An niemanden denken, geht einigermaßen, an nichts denken geht nicht. Während ich des Weges gehe, 5200 Schritte am Stück unter langsam kräftiger werdender Maiensonne, denke ich den Satz: Dem Haar ist es egal, in welcher Suppe es gefunden wird. Sätze, die nach diesem einen Satz fallen könnten, gar müssten, fallen mir keine ein. Es ist ein Sonntag wie mancher, immerhin drei Kapitel über Venedig, eine Geschichte, die ich, wenn ich müsste, den schönsten Geschichten zuordnen würde, die in der DDR geschrieben wurden, ich muss aber nicht.
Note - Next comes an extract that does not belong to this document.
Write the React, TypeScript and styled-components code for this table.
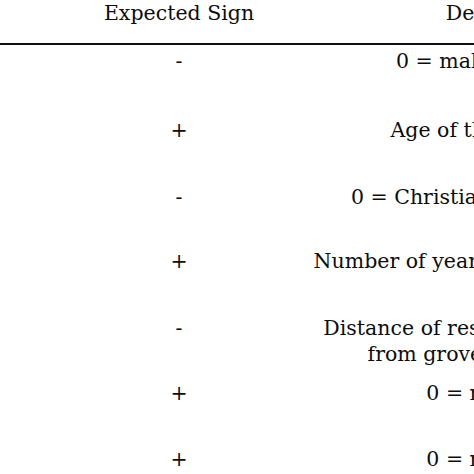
import styled, { createGlobalStyle } from "styled-components";

const rows = [
  { sign: "-", desc: ["0 = male, 1 = female"], height: 69 },
  { sign: "+", desc: ["Age of the respondent"], height: 67 },
  { sign: "-", desc: ["0 = Christian, 1 = Traditional"], height: 64 },
  { sign: "+", desc: ["Number of years of formal education"], height: 67 },
  {
    sign: "-",
    desc: ["Distance of respondent's residence", "from grove to market (km)"],
    height: 65,
  },
  { sign: "+", desc: ["0 = no, 1 = yes"], height: 66 },
  { sign: "+", desc: ["0 = no, 1 = yes"], height: 66 },
];

const GlobalStyle = createGlobalStyle`
  html, body {
    margin: 0;
    padding: 0;
    background: #ffffff;
    overflow: hidden;
  }
  body {
    font-family: "DejaVu Serif", "Liberation Serif", serif;
    color: #0d0d0d;
  }
`;

const Table = styled.div`
  width: 738px;
  font-size: 20.5px;
  line-height: 26px;
`;

const HeadRow = styled.div`
  display: grid;
  grid-template-columns: 84px 190px 464px;
  height: 43px;
  border-bottom: 2px solid #111111;
`;

const Row = styled.div<{ $h: number }>`
  display: grid;
  grid-template-columns: 84px 190px 464px;
  align-items: start;
  height: ${({ $h }) => $h}px;
`;

const Body = styled.div`
  padding-top: 3px;
`;

const Cell = styled.div`
  text-align: center;
  white-space: nowrap;
`;

const App = () => (
  <>
    <GlobalStyle />
    <Table>
      <HeadRow>
        <Cell />
        <Cell>Expected Sign</Cell>
        <Cell>Description</Cell>
      </HeadRow>
      <Body>
        {rows.map((row, i) => (
          <Row key={i} $h={row.height}>
            <Cell />
            <Cell>{row.sign}</Cell>
            <Cell>
              {row.desc.map((line) => (
                <div key={line}>{line}</div>
              ))}
            </Cell>
          </Row>
        ))}
      </Body>
    </Table>
  </>
);

export default App;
Es gibt weiche Mahlzeiten für mich, nachdem auch das zweite Provisorium nicht halten wollte, was bis mindestens kommenden Donnerstag Geduld erfordert und auch dann werde ich nicht auf Nussknacker umschulen. Man kann wieder in den Ilmenauer Tierpark, nur muss man bis zum letzten Einlass da sein. Die kleine Ziege, die fürwitzig ein neues Brett erkundet und beinahe ausrutscht, sieht man von außen ohne Eintritt.